Question
How do you process a full radiused top rail for a cabinet door? I process the rail blank to size, cut the tenons on the ends, and attach sacrificial stiles to the tenons with tape. Then I cut the radius and the rail cut with the CNC. I have problems with breakout on the outbound (right) side of the cut. I had hoped backing up the cut with the stile stock would stop that, but it appears that the piece is so small the last 1/2" or so breaks off. Is there another way?
Forum Responses
(Architectural Woodworking Forum)
From contributor D:
Couple of methods I use for the top rail on entry doors:
1- Make pie segments with grain oriented with your radius. Glue these together into a slightly oversized half round (I prefer loose tenon joinery here because you can cut your pie sections close together from a single vertical grain board and, when rejoining them, get easy, continuous circular grain flow that machines well and matches the color of your stiles). Then machine the final dimensions out of the half round stock and join to stiles (I prefer mortise in the rails and vertically oriented blind tenons in the stiles.)

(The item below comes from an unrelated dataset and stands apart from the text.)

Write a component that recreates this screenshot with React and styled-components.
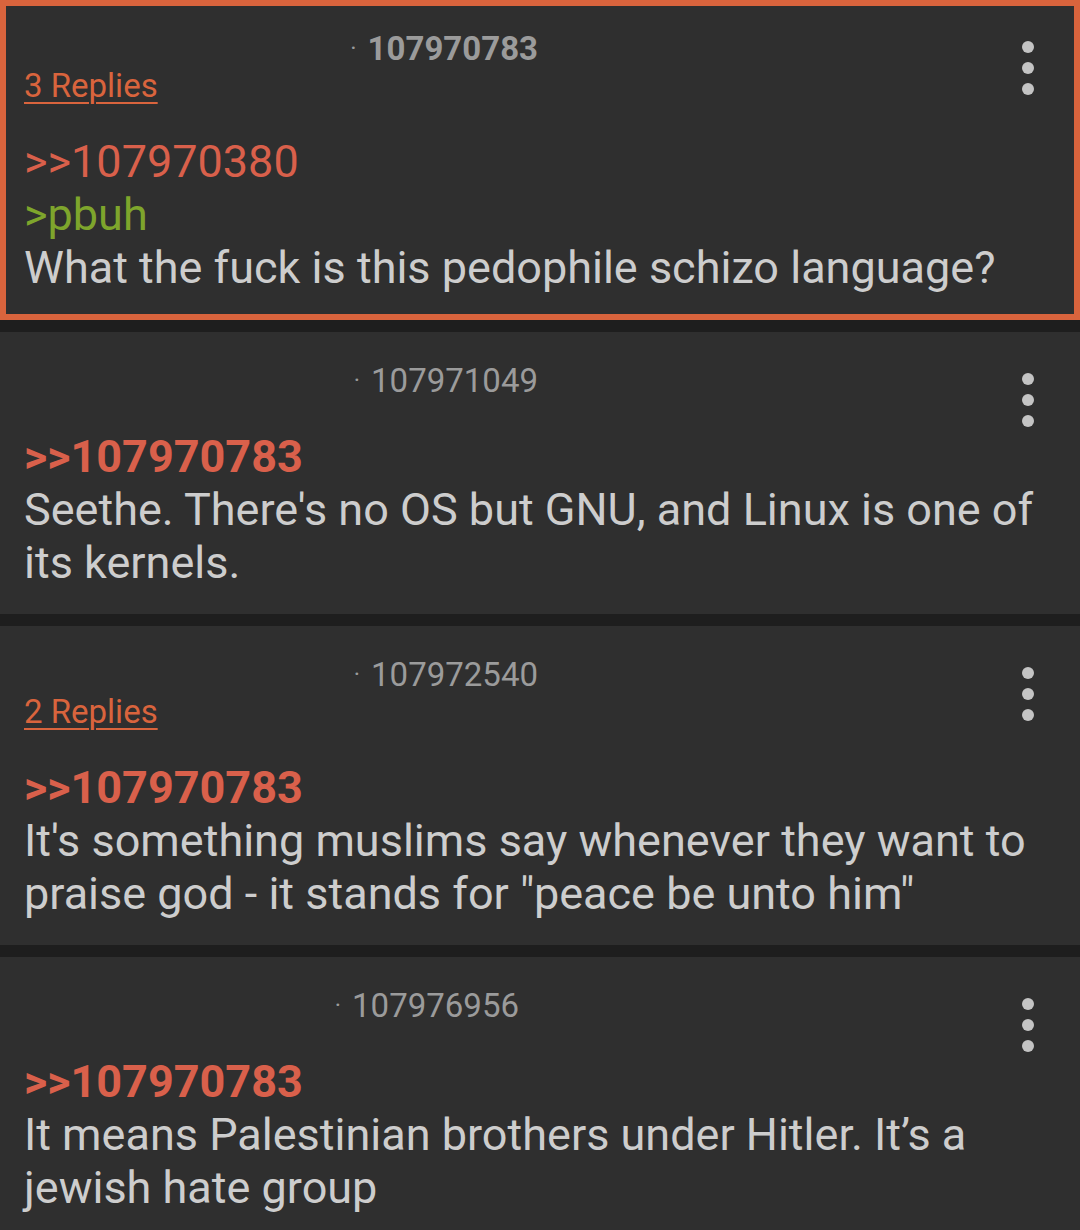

2 - I have some customers who insist on a single piece top rail, horizontally oriented like the rest of the rails. For these I just cope and tenon a huge top rail a bit wider than your radius, say 19" for a 36" roundtop, making sure to thoroughly saturate the copes with glue and get lots of squeeze-out when assembling. After curing you can cut out the radius.
Couple problems with this method, though. The spot where the top rail starts to blend into the stile is a risky cut. Even on a CNC machine, those tiny end grain tips might blow out, or look different on one side than the other. Note this is, even after glued, much easier than using a sacrificial stile machining it alone. Even if they come out perfect, that end grain turns out darker than the adjacent stile when finishing. You also end up with more exposed end grain on the top of the door. It is also not as strong. Furthermore, since you're cutting out the radius after the door's been assembled, you'll be limited to panels held in with stops. The fact is, stops glued and shot in fail way more often than not. The raised moulding or stops buckle and move easily when the panel moves, which is not only unsightly, but there goes the weather-tight integrity of the door. I see these doors everywhere I go, not just at work, but even in places like a doctor's office, a very climate controlled environment.
I have one customer who requires some tricky joinery that is a hybrid of the above two methods - basically making two horizontally oriented top rails with a bridle joint right in the center, allowing you to field panels when assembling. It would be a viable method for your cabinet doors.
It is extremely rare to get blowouts machining in a circle on pie segments, and that alone is the overwhelming reason I prefer it.
I have also done segmented arches like contributor D recommends, cutting out the arch and the end cuts on the CNC (make the end cuts first, a little bit long, then do the arch cuts). Then make a matching MDF sled to cope the ends on the shaper, with back-up blocks behind the cuts.
Special Note: The top rail is comprised of 2 pieces of wood: shoulder-locked and then shoulder-locked to the adjoining stiles. This will prevent separation.